■ Work instructions
Give the number of lines in the entries that contain "this". State only the count.

* BEGIN Input material *

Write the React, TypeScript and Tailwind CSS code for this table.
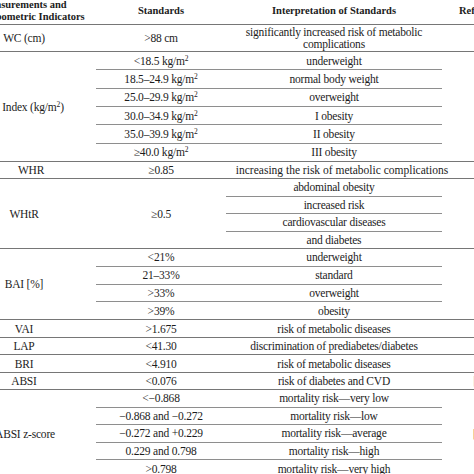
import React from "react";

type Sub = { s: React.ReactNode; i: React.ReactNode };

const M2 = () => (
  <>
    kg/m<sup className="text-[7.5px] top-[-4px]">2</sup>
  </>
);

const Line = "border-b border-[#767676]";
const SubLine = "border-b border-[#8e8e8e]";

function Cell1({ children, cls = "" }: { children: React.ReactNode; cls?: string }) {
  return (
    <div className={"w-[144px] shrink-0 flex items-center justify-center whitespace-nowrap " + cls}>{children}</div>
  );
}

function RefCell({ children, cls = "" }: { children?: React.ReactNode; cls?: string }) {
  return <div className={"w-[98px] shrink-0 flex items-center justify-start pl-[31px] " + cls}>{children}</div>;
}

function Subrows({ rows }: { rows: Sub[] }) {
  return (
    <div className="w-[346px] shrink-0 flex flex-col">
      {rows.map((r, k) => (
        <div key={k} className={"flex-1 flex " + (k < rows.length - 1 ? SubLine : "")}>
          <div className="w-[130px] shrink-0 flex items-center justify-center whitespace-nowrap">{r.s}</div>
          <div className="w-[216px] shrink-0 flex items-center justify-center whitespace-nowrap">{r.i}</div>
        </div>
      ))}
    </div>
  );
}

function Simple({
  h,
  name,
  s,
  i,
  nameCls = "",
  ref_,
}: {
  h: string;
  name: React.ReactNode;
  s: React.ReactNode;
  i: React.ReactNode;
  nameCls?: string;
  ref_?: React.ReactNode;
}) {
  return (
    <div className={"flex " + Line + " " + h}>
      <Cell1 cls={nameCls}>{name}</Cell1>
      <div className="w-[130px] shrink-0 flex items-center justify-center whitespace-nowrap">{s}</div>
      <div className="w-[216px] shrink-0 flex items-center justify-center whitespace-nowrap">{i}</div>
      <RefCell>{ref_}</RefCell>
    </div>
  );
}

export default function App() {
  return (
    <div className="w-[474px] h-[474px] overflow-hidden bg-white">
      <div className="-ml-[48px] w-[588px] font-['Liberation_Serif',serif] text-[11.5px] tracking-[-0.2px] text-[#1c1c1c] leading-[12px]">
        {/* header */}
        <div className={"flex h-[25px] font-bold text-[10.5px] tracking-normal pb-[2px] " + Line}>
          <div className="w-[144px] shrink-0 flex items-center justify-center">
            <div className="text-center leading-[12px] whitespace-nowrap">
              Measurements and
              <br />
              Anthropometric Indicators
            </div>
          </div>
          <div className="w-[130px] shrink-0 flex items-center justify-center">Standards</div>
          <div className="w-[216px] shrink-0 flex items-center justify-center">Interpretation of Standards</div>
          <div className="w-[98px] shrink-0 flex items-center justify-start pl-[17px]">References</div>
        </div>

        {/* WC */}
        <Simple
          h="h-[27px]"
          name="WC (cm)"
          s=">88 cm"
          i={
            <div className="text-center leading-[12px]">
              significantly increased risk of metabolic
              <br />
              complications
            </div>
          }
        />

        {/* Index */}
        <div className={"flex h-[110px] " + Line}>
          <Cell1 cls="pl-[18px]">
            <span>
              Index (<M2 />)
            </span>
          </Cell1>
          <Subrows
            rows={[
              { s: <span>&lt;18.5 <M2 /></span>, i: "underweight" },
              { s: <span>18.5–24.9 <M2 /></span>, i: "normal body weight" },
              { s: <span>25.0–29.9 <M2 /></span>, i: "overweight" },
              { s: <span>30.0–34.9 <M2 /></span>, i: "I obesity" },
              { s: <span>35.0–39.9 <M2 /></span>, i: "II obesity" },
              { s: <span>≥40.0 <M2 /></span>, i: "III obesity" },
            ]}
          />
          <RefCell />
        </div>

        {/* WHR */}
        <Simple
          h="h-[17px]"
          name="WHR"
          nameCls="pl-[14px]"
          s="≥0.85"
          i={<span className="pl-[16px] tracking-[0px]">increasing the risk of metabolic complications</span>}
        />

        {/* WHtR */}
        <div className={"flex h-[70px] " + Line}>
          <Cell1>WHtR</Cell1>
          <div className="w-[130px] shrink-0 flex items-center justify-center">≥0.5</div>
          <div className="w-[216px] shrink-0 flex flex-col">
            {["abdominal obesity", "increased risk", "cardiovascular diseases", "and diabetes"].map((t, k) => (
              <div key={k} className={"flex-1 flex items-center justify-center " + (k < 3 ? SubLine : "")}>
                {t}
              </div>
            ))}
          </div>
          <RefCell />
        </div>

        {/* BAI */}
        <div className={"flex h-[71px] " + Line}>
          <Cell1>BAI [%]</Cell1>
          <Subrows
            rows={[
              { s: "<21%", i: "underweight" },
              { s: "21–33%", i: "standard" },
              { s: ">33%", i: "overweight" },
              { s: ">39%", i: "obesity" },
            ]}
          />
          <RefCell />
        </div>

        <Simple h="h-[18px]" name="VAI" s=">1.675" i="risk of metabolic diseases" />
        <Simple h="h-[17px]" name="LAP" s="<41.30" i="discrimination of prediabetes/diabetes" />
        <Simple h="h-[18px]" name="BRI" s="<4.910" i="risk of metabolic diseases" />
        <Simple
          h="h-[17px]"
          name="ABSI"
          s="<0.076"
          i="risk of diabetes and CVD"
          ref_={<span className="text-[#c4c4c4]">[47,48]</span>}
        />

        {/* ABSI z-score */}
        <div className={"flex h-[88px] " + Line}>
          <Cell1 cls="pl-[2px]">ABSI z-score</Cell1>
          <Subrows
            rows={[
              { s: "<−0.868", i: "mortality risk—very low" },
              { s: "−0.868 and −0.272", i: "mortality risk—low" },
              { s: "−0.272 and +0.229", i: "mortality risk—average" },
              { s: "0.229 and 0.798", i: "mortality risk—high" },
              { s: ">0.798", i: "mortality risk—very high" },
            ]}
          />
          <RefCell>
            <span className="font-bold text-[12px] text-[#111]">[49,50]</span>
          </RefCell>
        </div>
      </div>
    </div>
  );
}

* END Input material *
* BEGIN Input material *

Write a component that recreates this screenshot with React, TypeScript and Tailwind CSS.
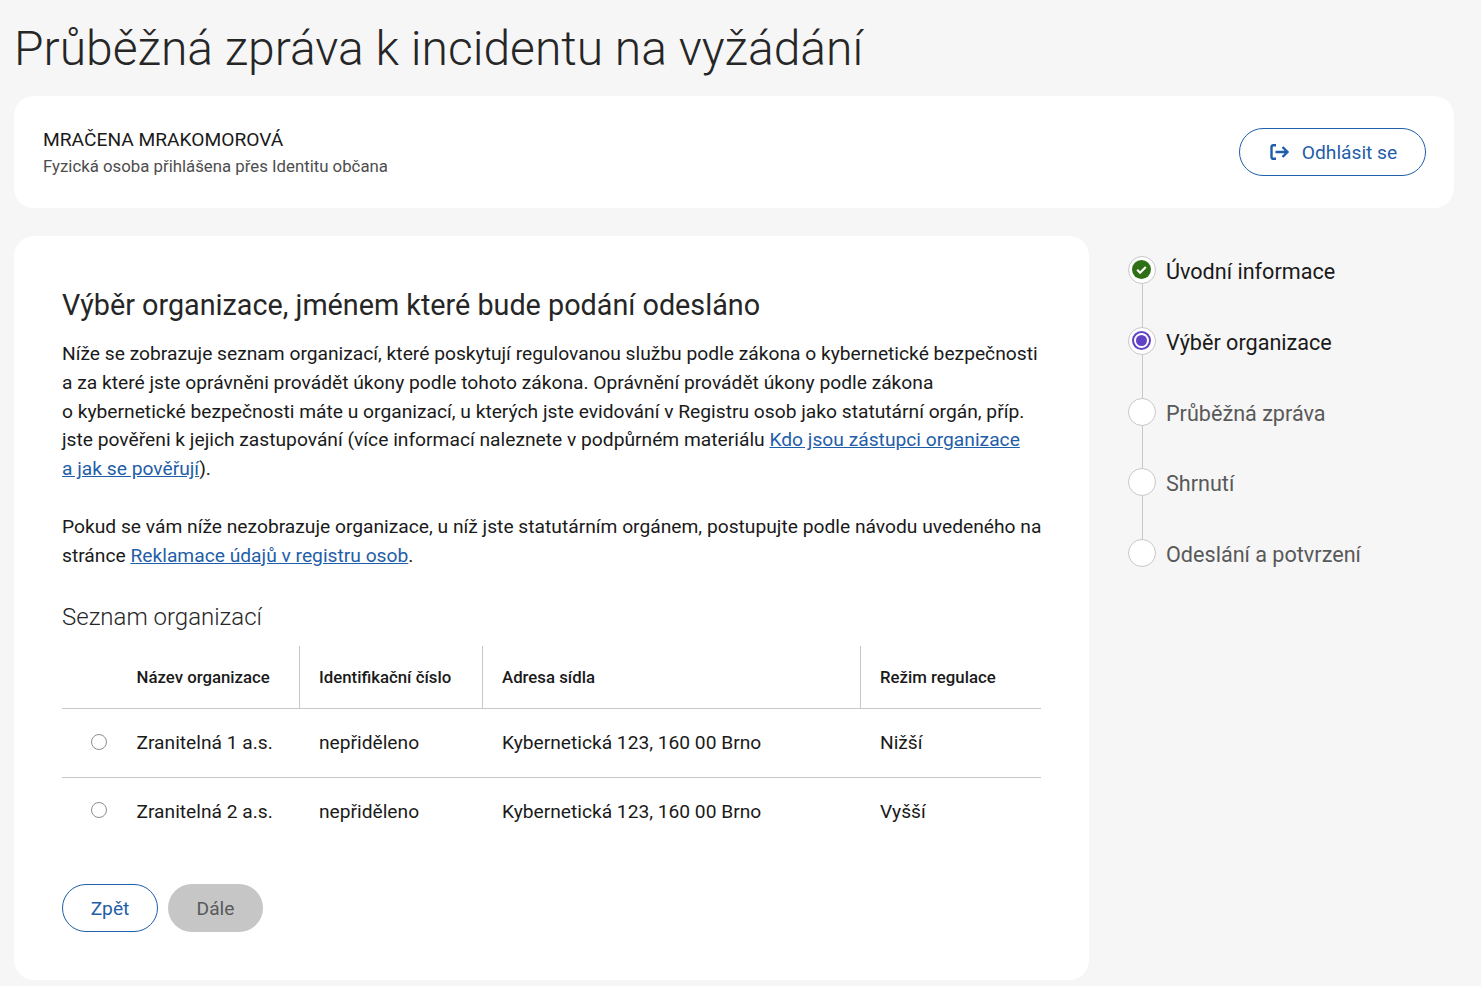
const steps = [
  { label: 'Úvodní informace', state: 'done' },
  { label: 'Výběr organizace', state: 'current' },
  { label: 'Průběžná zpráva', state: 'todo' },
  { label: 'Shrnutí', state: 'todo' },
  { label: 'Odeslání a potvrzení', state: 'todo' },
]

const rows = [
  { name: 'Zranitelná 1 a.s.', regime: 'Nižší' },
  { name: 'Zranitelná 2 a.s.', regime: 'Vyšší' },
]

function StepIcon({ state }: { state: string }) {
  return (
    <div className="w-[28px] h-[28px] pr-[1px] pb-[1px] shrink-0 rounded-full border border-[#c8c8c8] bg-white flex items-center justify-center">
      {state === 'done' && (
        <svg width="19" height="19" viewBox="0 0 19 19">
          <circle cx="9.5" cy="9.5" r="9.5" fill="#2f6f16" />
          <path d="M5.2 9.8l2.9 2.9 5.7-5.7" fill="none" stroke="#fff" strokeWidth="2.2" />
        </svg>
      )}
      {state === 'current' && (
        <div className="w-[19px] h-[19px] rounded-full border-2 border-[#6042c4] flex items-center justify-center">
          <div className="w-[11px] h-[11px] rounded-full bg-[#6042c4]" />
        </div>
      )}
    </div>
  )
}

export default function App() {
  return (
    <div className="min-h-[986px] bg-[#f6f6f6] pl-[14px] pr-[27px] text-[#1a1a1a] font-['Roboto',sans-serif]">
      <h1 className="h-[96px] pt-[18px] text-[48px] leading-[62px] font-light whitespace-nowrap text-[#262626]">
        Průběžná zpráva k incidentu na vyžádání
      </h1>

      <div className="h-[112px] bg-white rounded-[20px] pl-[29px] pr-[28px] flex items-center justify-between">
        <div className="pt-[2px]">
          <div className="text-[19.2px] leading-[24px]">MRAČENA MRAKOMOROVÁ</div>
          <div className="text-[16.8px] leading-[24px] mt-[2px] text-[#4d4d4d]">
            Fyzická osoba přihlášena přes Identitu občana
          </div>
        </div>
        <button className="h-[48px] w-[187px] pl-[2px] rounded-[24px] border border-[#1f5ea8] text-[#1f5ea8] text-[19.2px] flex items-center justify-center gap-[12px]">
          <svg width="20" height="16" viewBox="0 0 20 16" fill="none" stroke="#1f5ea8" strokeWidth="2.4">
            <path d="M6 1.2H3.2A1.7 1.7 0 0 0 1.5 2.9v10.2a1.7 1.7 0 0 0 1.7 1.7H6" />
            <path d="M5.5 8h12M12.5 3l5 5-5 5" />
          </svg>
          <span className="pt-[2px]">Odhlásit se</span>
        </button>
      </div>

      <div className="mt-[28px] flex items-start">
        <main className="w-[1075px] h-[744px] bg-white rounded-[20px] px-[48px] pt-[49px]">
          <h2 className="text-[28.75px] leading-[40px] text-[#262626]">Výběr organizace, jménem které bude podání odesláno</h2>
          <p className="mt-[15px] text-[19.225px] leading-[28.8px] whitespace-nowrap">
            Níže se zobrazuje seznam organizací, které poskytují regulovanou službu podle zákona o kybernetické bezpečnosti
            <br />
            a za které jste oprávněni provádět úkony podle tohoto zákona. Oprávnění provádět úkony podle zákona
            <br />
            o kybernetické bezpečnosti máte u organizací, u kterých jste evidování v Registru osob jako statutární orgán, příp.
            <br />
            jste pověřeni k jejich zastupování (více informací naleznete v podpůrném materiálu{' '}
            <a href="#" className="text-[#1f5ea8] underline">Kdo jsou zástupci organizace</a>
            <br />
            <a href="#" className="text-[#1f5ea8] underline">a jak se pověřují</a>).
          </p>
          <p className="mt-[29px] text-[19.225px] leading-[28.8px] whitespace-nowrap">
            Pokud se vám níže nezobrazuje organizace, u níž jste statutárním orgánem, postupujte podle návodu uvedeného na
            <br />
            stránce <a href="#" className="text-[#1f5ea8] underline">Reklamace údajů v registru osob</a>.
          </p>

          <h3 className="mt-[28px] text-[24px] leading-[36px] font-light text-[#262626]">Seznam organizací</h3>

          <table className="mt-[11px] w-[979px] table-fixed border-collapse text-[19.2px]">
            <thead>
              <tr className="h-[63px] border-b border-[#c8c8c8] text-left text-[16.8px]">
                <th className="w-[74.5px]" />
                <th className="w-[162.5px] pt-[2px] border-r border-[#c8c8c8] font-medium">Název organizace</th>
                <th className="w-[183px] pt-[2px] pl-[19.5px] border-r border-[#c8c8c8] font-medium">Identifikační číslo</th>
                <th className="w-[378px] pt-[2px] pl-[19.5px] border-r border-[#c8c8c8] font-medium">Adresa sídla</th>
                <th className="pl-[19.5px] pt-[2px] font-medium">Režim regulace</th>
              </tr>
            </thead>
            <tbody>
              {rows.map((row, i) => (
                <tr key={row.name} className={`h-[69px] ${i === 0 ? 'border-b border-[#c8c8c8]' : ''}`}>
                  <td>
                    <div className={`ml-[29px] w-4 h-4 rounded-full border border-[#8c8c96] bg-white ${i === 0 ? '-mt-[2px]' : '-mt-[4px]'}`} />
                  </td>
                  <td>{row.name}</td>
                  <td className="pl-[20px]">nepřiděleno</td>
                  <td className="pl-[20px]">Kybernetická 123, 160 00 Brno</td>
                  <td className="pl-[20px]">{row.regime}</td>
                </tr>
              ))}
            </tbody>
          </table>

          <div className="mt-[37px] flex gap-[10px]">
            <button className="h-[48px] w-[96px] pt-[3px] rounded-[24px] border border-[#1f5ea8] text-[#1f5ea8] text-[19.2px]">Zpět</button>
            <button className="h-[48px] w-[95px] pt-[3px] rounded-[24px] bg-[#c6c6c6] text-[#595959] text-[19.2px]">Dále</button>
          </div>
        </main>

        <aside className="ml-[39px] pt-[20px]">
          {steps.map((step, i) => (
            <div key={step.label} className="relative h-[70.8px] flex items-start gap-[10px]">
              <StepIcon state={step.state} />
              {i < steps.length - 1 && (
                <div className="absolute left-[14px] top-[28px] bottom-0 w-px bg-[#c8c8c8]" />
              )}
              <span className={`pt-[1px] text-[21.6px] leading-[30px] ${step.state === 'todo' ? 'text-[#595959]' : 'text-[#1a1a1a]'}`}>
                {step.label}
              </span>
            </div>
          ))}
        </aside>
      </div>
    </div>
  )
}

* END Input material *

■ Correct result
2